GIVEN REQUEST>
All of the data that follows should be retyped exactly, please, except the pictures.

DATA SEGMENT>
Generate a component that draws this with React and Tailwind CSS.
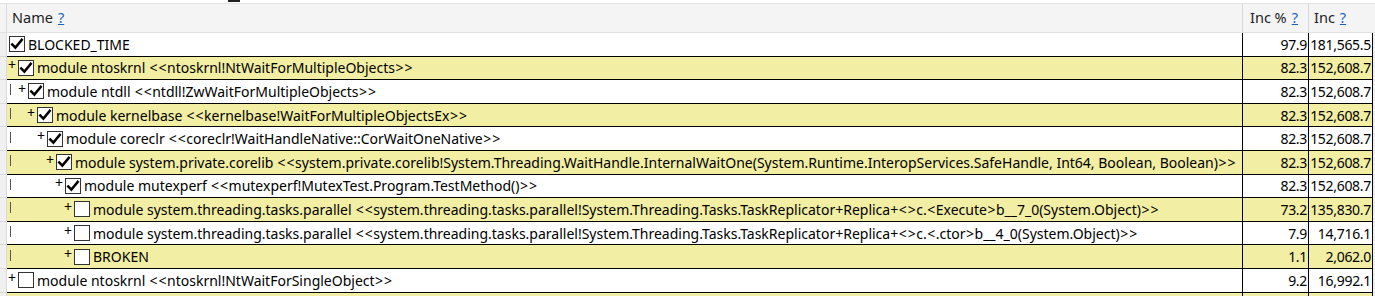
import React from "react";

const font={fontFamily:'"Segoe UI","Noto Sans","Open Sans",sans-serif'};

const rows=[
  {pad:"w-[2px]",plus:false,bar:false,chk:true,text:"BLOCKED_TIME",pct:"97.9",inc:"181,565.5"},
  {pad:"w-[1px]",plus:true,bar:false,chk:true,text:"module ntoskrnl <<ntoskrnl!NtWaitForMultipleObjects>>",pct:"82.3",inc:"152,608.7"},
  {pad:"w-[11px]",plus:true,bar:true,chk:true,text:"module ntdll <<ntdll!ZwWaitForMultipleObjects>>",pct:"82.3",inc:"152,608.7"},
  {pad:"w-[20px]",plus:true,bar:true,chk:true,text:"module kernelbase <<kernelbase!WaitForMultipleObjectsEx>>",pct:"82.3",inc:"152,608.7"},
  {pad:"w-[30px]",plus:true,bar:true,chk:true,text:"module coreclr <<coreclr!WaitHandleNative::CorWaitOneNative>>",pct:"82.3",inc:"152,608.7"},
  {pad:"w-[39px]",plus:true,bar:true,chk:true,text:"module system.private.corelib <<system.private.corelib!System.Threading.WaitHandle.InternalWaitOne(System.Runtime.InteropServices.SafeHandle, Int64, Boolean, Boolean)>>",pct:"82.3",inc:"152,608.7"},
  {pad:"w-[48px]",plus:true,bar:true,chk:true,text:"module mutexperf <<mutexperf!MutexTest.Program.TestMethod()>>",pct:"82.3",inc:"152,608.7"},
  {pad:"w-[57px]",plus:true,bar:true,chk:false,text:"module system.threading.tasks.parallel <<system.threading.tasks.parallel!System.Threading.Tasks.TaskReplicator+Replica+<>c.<Execute>b__7_0(System.Object)>>",pct:"73.2",inc:"135,830.7"},
  {pad:"w-[57px]",plus:true,bar:true,chk:false,text:"module system.threading.tasks.parallel <<system.threading.tasks.parallel!System.Threading.Tasks.TaskReplicator+Replica+<>c.<.ctor>b__4_0(System.Object)>>",pct:"7.9",inc:"14,716.1"},
  {pad:"w-[57px]",plus:true,bar:true,chk:false,text:"BROKEN",pct:"1.1",inc:"2,062.0"},
  {pad:"w-[1px]",plus:true,bar:false,chk:false,text:"module ntoskrnl <<ntoskrnl!NtWaitForSingleObject>>",pct:"9.2",inc:"16,992.1"},
  {pad:"w-[1px]",plus:false,bar:false,chk:null,text:"",pct:"",inc:""},
];

// "<" in the original font has wide side bearings, so space the brackets out a bit
const Name=({text})=>{
  const parts=text.split(/([<>])/);
  return(
    <span className="ml-[3px]">
      {parts.map((p,i)=>(p==="<"||p===">")?<span key={i} className="mx-[0.5px]">{p}</span>:p)}
    </span>
  );
};

const Help=()=>(<span className="ml-[5px] text-[#1565c0] underline">?</span>);

const Checkbox=({checked})=>(
  <div className="w-[16px] h-[16px] shrink-0 border border-[#333] bg-white flex items-center justify-center">
    {checked&&(
      <svg width="14" height="14" viewBox="0 0 14 14">
        <path d="M2.2 7.4 L5.4 10.6 L11.8 2.8" fill="none" stroke="#000" strokeWidth="2.4" strokeLinecap="square"/>
      </svg>
    )}
  </div>
);

const Row=({r,i})=>{
  const bg=i%2===1?"bg-[#f2eea4]":"bg-white";
  return(
    <div className="flex h-[23.6px]">
      <div className="w-[7px] shrink-0 bg-[#f0f0f0] border-r border-b border-[#dadada]"/>
      <div className={`w-[1236px] shrink-0 flex items-center border-r border-b border-black overflow-hidden whitespace-nowrap ${bg}`}>
        <div className={`${r.pad} shrink-0 h-full flex items-center`}>
          {r.bar&&<div className="ml-[3px] mb-[3px] w-px h-[11px] bg-[#555]"/>}
        </div>
        {r.plus&&<span className="w-[10px] shrink-0 text-[14px] leading-none mb-[5px]">+</span>}
        {r.chk!==null&&<Checkbox checked={r.chk}/>}
        <Name text={r.text}/>
      </div>
      <div className={`w-[66px] shrink-0 flex items-center justify-end pr-[1px] tracking-[-0.3px] border-r border-b border-black ${bg}`}>{r.pct}</div>
      <div className={`w-[64px] shrink-0 flex items-center justify-end pr-[1px] tracking-[-0.3px] border-r border-b border-black ${bg}`}>{r.inc}</div>
      <div className="w-[2px] shrink-0 bg-[#f0f0f0]"/>
    </div>
  );
};

export default function App(){
  return(
    <div className="w-[1375px] h-[296px] overflow-hidden bg-white text-[14px] text-black" style={font}>
      <div className="h-[3px] flex">
        <div className="ml-[228px] w-[12px] h-[2px] bg-[#222]"/>
      </div>
      <div className="flex h-[30px] bg-[#f4f4f4] border-t border-[#e2e2e2] border-b border-[#cfcfcf] text-[#1e1e1e] text-[14.5px]">
        <div className="w-[7px] shrink-0 border-r border-[#dadada]"/>
        <div className="w-[1236px] shrink-0 flex items-center pl-[5px] border-r border-[#d6d6d6]">Name<Help/></div>
        <div className="w-[66px] shrink-0 flex items-center pl-[7px] border-r border-[#d6d6d6]">Inc %<Help/></div>
        <div className="w-[66px] shrink-0 flex items-center pl-[5px]">Inc<Help/></div>
      </div>
      {rows.map((r,i)=><Row key={i} r={r} i={i}/>)}
    </div>
  );
}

SOLUTION TO THIS EXERCISE>
Generate a component that draws this with React and Tailwind CSS.
import React from "react";

const font={fontFamily:'"Segoe UI","Noto Sans","Open Sans",sans-serif'};

const rows=[
  {pad:"w-[2px]",plus:false,bar:false,chk:true,text:"BLOCKED_TIME",pct:"97.9",inc:"181,565.5"},
  {pad:"w-[1px]",plus:true,bar:false,chk:true,text:"module ntoskrnl <<ntoskrnl!NtWaitForMultipleObjects>>",pct:"82.3",inc:"152,608.7"},
  {pad:"w-[11px]",plus:true,bar:true,chk:true,text:"module ntdll <<ntdll!ZwWaitForMultipleObjects>>",pct:"82.3",inc:"152,608.7"},
  {pad:"w-[20px]",plus:true,bar:true,chk:true,text:"module kernelbase <<kernelbase!WaitForMultipleObjectsEx>>",pct:"82.3",inc:"152,608.7"},
  {pad:"w-[30px]",plus:true,bar:true,chk:true,text:"module coreclr <<coreclr!WaitHandleNative::CorWaitOneNative>>",pct:"82.3",inc:"152,608.7"},
  {pad:"w-[39px]",plus:true,bar:true,chk:true,text:"module system.private.corelib <<system.private.corelib!System.Threading.WaitHandle.InternalWaitOne(System.Runtime.InteropServices.SafeHandle, Int64, Boolean, Boolean)>>",pct:"82.3",inc:"152,608.7"},
  {pad:"w-[48px]",plus:true,bar:true,chk:true,text:"module mutexperf <<mutexperf!MutexTest.Program.TestMethod()>>",pct:"82.3",inc:"152,608.7"},
  {pad:"w-[57px]",plus:true,bar:true,chk:false,text:"module system.threading.tasks.parallel <<system.threading.tasks.parallel!System.Threading.Tasks.TaskReplicator+Replica+<>c.<Execute>b__7_0(System.Object)>>",pct:"73.2",inc:"135,830.7"},
  {pad:"w-[57px]",plus:true,bar:true,chk:false,text:"module system.threading.tasks.parallel <<system.threading.tasks.parallel!System.Threading.Tasks.TaskReplicator+Replica+<>c.<.ctor>b__4_0(System.Object)>>",pct:"7.9",inc:"14,716.1"},
  {pad:"w-[57px]",plus:true,bar:true,chk:false,text:"BROKEN",pct:"1.1",inc:"2,062.0"},
  {pad:"w-[1px]",plus:true,bar:false,chk:false,text:"module ntoskrnl <<ntoskrnl!NtWaitForSingleObject>>",pct:"9.2",inc:"16,992.1"},
  {pad:"w-[1px]",plus:false,bar:false,chk:null,text:"",pct:"",inc:""},
];

// "<" in the original font has wide side bearings, so space the brackets out a bit
const Name=({text})=>{
  const parts=text.split(/([<>])/);
  return(
    <span className="ml-[3px]">
      {parts.map((p,i)=>(p==="<"||p===">")?<span key={i} className="mx-[0.5px]">{p}</span>:p)}
    </span>
  );
};

const Help=()=>(<span className="ml-[5px] text-[#1565c0] underline">?</span>);

const Checkbox=({checked})=>(
  <div className="w-[16px] h-[16px] shrink-0 border border-[#333] bg-white flex items-center justify-center">
    {checked&&(
      <svg width="14" height="14" viewBox="0 0 14 14">
        <path d="M2.2 7.4 L5.4 10.6 L11.8 2.8" fill="none" stroke="#000" strokeWidth="2.4" strokeLinecap="square"/>
      </svg>
    )}
  </div>
);

const Row=({r,i})=>{
  const bg=i%2===1?"bg-[#f2eea4]":"bg-white";
  return(
    <div className="flex h-[23.6px]">
      <div className="w-[7px] shrink-0 bg-[#f0f0f0] border-r border-b border-[#dadada]"/>
      <div className={`w-[1236px] shrink-0 flex items-center border-r border-b border-black overflow-hidden whitespace-nowrap ${bg}`}>
        <div className={`${r.pad} shrink-0 h-full flex items-center`}>
          {r.bar&&<div className="ml-[3px] mb-[3px] w-px h-[11px] bg-[#555]"/>}
        </div>
        {r.plus&&<span className="w-[10px] shrink-0 text-[14px] leading-none mb-[5px]">+</span>}
        {r.chk!==null&&<Checkbox checked={r.chk}/>}
        <Name text={r.text}/>
      </div>
      <div className={`w-[66px] shrink-0 flex items-center justify-end pr-[1px] tracking-[-0.3px] border-r border-b border-black ${bg}`}>{r.pct}</div>
      <div className={`w-[64px] shrink-0 flex items-center justify-end pr-[1px] tracking-[-0.3px] border-r border-b border-black ${bg}`}>{r.inc}</div>
      <div className="w-[2px] shrink-0 bg-[#f0f0f0]"/>
    </div>
  );
};

export default function App(){
  return(
    <div className="w-[1375px] h-[296px] overflow-hidden bg-white text-[14px] text-black" style={font}>
      <div className="h-[3px] flex">
        <div className="ml-[228px] w-[12px] h-[2px] bg-[#222]"/>
      </div>
      <div className="flex h-[30px] bg-[#f4f4f4] border-t border-[#e2e2e2] border-b border-[#cfcfcf] text-[#1e1e1e] text-[14.5px]">
        <div className="w-[7px] shrink-0 border-r border-[#dadada]"/>
        <div className="w-[1236px] shrink-0 flex items-center pl-[5px] border-r border-[#d6d6d6]">Name<Help/></div>
        <div className="w-[66px] shrink-0 flex items-center pl-[7px] border-r border-[#d6d6d6]">Inc %<Help/></div>
        <div className="w-[66px] shrink-0 flex items-center pl-[5px]">Inc<Help/></div>
      </div>
      {rows.map((r,i)=><Row key={i} r={r} i={i}/>)}
    </div>
  );
}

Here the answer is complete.